Ну что же, все вышесказанное может составлять достойные и убедительные причины существования критиков. Дело, однако, в том, что по своей воле никто в это кошмарное ремесло не идет — кроме никчемных и обозленных отбросов общества, с которыми мы в итоге и имеем дело. Разве захочет порядочный человек потратить всю свою жизнь на составление кляуз и придирки?
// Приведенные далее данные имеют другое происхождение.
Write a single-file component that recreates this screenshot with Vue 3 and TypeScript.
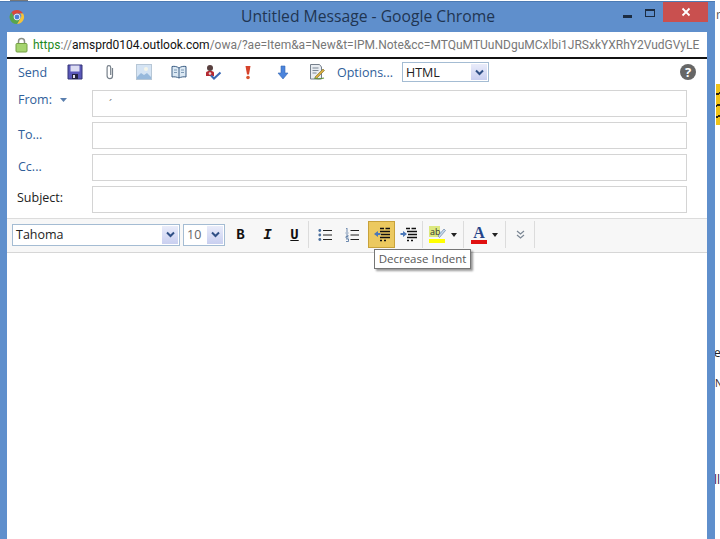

Да как он после этого спать-то будет ночами?

Вообразите себе картину: к райским вратам приближается критик. «Чем ты там занимался?» — спрашивает святой Петр. «Ну, — отвечает мертвая душа, — критиковал». — «Пардон?» — «Да знаете, другие что-то такое сочиняли, играли, картины писали, а я говорил об этом “беспомощно и неубедительно”, “напыщенно и тривиально”, “компетентно и приемлемо”… ну и так далее».

Полагаю, представить реакцию святого Петра вам труда не составит.

Критика подобна телесным наказаниям: ее можно считать полезной для тех, кого ей подвергают, однако перспектива получить в итоге людей, которым внушили, что избивать детей — дело самое благое, выглядит куда более страшной, чем мир, наполненный непоротыми юнцами. Возможно, «стандарты» искусства у нас и понизились, но не до уровня же стандартов критики, верно?